§ Instructions for the task: Set each entry down verbatim, omitting images.

::: Input rows :::

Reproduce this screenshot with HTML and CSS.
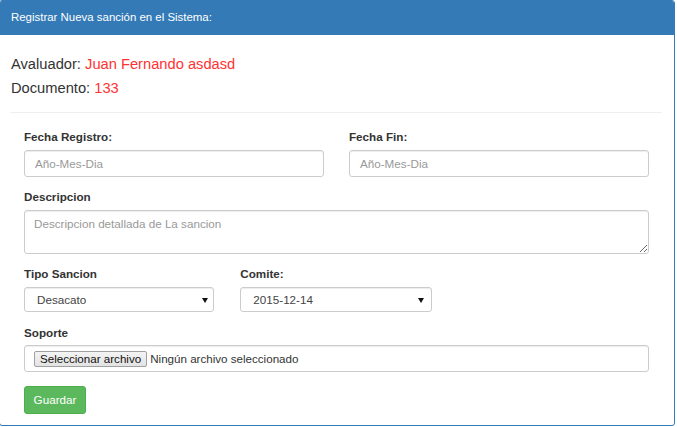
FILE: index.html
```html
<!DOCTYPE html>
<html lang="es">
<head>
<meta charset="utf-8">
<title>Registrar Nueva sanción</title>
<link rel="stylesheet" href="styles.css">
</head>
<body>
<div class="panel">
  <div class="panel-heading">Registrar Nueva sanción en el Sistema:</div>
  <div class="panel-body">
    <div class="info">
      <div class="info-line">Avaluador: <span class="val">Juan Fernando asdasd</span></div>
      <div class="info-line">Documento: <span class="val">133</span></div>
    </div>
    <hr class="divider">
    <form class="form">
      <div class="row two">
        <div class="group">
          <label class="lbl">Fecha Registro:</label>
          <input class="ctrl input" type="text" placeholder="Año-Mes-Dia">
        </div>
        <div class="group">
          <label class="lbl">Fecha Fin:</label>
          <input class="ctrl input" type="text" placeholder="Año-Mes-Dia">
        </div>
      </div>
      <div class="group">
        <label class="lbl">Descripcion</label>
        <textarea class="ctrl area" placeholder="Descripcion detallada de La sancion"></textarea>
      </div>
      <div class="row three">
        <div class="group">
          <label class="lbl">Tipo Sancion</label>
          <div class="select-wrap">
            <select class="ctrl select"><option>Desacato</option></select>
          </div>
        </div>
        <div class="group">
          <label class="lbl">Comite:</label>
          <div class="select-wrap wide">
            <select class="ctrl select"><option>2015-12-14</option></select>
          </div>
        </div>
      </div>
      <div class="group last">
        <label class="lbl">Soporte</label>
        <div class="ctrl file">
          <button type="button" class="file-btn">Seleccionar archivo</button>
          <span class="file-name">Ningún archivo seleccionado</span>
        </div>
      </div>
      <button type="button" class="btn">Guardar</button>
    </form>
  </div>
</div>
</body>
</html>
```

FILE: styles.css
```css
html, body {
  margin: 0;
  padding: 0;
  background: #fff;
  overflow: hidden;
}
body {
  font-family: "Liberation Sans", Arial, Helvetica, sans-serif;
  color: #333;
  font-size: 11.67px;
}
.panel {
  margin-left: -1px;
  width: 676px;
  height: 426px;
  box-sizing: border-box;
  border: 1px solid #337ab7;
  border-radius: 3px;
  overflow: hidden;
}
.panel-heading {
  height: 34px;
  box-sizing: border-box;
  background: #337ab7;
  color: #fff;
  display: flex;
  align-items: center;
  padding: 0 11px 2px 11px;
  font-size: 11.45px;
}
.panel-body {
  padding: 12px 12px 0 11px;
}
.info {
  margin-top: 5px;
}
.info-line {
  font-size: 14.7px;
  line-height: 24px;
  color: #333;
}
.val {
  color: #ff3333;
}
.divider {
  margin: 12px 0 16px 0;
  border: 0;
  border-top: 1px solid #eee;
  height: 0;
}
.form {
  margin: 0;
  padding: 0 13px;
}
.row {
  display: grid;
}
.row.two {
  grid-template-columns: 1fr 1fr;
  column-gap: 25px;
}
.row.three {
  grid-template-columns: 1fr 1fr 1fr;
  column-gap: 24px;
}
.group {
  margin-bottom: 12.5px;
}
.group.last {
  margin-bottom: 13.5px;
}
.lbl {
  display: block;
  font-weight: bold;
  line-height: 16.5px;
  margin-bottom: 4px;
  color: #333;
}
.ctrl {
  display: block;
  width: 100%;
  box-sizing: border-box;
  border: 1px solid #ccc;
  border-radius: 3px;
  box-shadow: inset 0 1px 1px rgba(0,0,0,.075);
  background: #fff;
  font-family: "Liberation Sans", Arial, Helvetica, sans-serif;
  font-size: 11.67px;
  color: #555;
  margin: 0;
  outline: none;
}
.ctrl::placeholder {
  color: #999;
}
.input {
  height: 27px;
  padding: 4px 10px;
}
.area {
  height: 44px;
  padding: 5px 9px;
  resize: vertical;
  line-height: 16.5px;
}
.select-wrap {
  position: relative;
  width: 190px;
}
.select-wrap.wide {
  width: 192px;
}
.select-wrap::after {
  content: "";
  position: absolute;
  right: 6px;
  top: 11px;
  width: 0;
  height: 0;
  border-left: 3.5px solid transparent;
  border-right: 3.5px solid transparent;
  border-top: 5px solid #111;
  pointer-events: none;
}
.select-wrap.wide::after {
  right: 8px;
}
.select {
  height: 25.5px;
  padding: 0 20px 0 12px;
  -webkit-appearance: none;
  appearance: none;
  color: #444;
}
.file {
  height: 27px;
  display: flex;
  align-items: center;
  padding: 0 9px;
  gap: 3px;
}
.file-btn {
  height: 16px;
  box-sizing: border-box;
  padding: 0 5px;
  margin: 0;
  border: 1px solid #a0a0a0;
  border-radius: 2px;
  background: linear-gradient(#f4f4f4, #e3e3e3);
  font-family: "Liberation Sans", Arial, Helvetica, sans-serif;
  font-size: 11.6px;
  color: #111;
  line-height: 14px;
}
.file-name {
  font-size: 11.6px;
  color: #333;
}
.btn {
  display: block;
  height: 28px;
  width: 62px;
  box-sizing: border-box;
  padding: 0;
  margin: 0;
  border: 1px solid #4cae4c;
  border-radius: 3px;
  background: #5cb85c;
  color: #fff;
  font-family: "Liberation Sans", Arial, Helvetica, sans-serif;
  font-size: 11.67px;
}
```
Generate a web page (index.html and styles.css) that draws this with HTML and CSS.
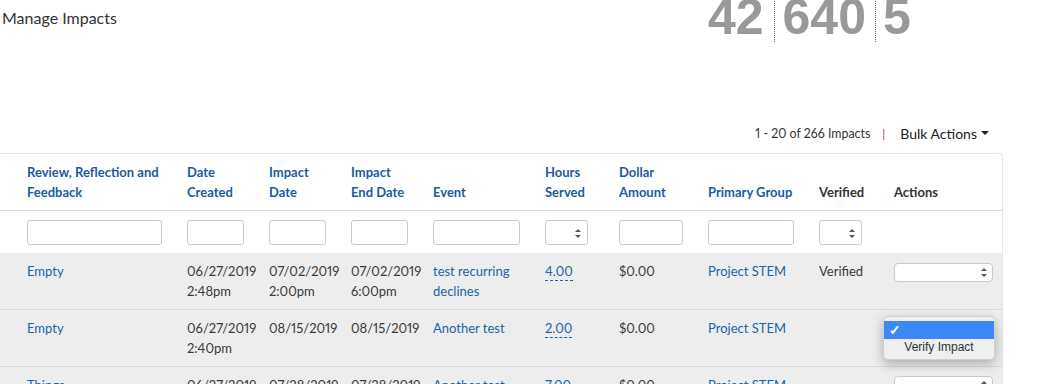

:::

§ Response to the task:
Reproduce this screenshot with HTML and CSS.
FILE: index.html
```html
<!DOCTYPE html>
<html lang="es">
<head>
<meta charset="utf-8">
<title>Registrar Nueva sanción</title>
<link rel="stylesheet" href="styles.css">
</head>
<body>
<div class="panel">
  <div class="panel-heading">Registrar Nueva sanción en el Sistema:</div>
  <div class="panel-body">
    <div class="info">
      <div class="info-line">Avaluador: <span class="val">Juan Fernando asdasd</span></div>
      <div class="info-line">Documento: <span class="val">133</span></div>
    </div>
    <hr class="divider">
    <form class="form">
      <div class="row two">
        <div class="group">
          <label class="lbl">Fecha Registro:</label>
          <input class="ctrl input" type="text" placeholder="Año-Mes-Dia">
        </div>
        <div class="group">
          <label class="lbl">Fecha Fin:</label>
          <input class="ctrl input" type="text" placeholder="Año-Mes-Dia">
        </div>
      </div>
      <div class="group">
        <label class="lbl">Descripcion</label>
        <textarea class="ctrl area" placeholder="Descripcion detallada de La sancion"></textarea>
      </div>
      <div class="row three">
        <div class="group">
          <label class="lbl">Tipo Sancion</label>
          <div class="select-wrap">
            <select class="ctrl select"><option>Desacato</option></select>
          </div>
        </div>
        <div class="group">
          <label class="lbl">Comite:</label>
          <div class="select-wrap wide">
            <select class="ctrl select"><option>2015-12-14</option></select>
          </div>
        </div>
      </div>
      <div class="group last">
        <label class="lbl">Soporte</label>
        <div class="ctrl file">
          <button type="button" class="file-btn">Seleccionar archivo</button>
          <span class="file-name">Ningún archivo seleccionado</span>
        </div>
      </div>
      <button type="button" class="btn">Guardar</button>
    </form>
  </div>
</div>
</body>
</html>
```

FILE: styles.css
```css
html, body {
  margin: 0;
  padding: 0;
  background: #fff;
  overflow: hidden;
}
body {
  font-family: "Liberation Sans", Arial, Helvetica, sans-serif;
  color: #333;
  font-size: 11.67px;
}
.panel {
  margin-left: -1px;
  width: 676px;
  height: 426px;
  box-sizing: border-box;
  border: 1px solid #337ab7;
  border-radius: 3px;
  overflow: hidden;
}
.panel-heading {
  height: 34px;
  box-sizing: border-box;
  background: #337ab7;
  color: #fff;
  display: flex;
  align-items: center;
  padding: 0 11px 2px 11px;
  font-size: 11.45px;
}
.panel-body {
  padding: 12px 12px 0 11px;
}
.info {
  margin-top: 5px;
}
.info-line {
  font-size: 14.7px;
  line-height: 24px;
  color: #333;
}
.val {
  color: #ff3333;
}
.divider {
  margin: 12px 0 16px 0;
  border: 0;
  border-top: 1px solid #eee;
  height: 0;
}
.form {
  margin: 0;
  padding: 0 13px;
}
.row {
  display: grid;
}
.row.two {
  grid-template-columns: 1fr 1fr;
  column-gap: 25px;
}
.row.three {
  grid-template-columns: 1fr 1fr 1fr;
  column-gap: 24px;
}
.group {
  margin-bottom: 12.5px;
}
.group.last {
  margin-bottom: 13.5px;
}
.lbl {
  display: block;
  font-weight: bold;
  line-height: 16.5px;
  margin-bottom: 4px;
  color: #333;
}
.ctrl {
  display: block;
  width: 100%;
  box-sizing: border-box;
  border: 1px solid #ccc;
  border-radius: 3px;
  box-shadow: inset 0 1px 1px rgba(0,0,0,.075);
  background: #fff;
  font-family: "Liberation Sans", Arial, Helvetica, sans-serif;
  font-size: 11.67px;
  color: #555;
  margin: 0;
  outline: none;
}
.ctrl::placeholder {
  color: #999;
}
.input {
  height: 27px;
  padding: 4px 10px;
}
.area {
  height: 44px;
  padding: 5px 9px;
  resize: vertical;
  line-height: 16.5px;
}
.select-wrap {
  position: relative;
  width: 190px;
}
.select-wrap.wide {
  width: 192px;
}
.select-wrap::after {
  content: "";
  position: absolute;
  right: 6px;
  top: 11px;
  width: 0;
  height: 0;
  border-left: 3.5px solid transparent;
  border-right: 3.5px solid transparent;
  border-top: 5px solid #111;
  pointer-events: none;
}
.select-wrap.wide::after {
  right: 8px;
}
.select {
  height: 25.5px;
  padding: 0 20px 0 12px;
  -webkit-appearance: none;
  appearance: none;
  color: #444;
}
.file {
  height: 27px;
  display: flex;
  align-items: center;
  padding: 0 9px;
  gap: 3px;
}
.file-btn {
  height: 16px;
  box-sizing: border-box;
  padding: 0 5px;
  margin: 0;
  border: 1px solid #a0a0a0;
  border-radius: 2px;
  background: linear-gradient(#f4f4f4, #e3e3e3);
  font-family: "Liberation Sans", Arial, Helvetica, sans-serif;
  font-size: 11.6px;
  color: #111;
  line-height: 14px;
}
.file-name {
  font-size: 11.6px;
  color: #333;
}
.btn {
  display: block;
  height: 28px;
  width: 62px;
  box-sizing: border-box;
  padding: 0;
  margin: 0;
  border: 1px solid #4cae4c;
  border-radius: 3px;
  background: #5cb85c;
  color: #fff;
  font-family: "Liberation Sans", Arial, Helvetica, sans-serif;
  font-size: 11.67px;
}
```
Generate a web page (index.html and styles.css) that draws this with HTML and CSS.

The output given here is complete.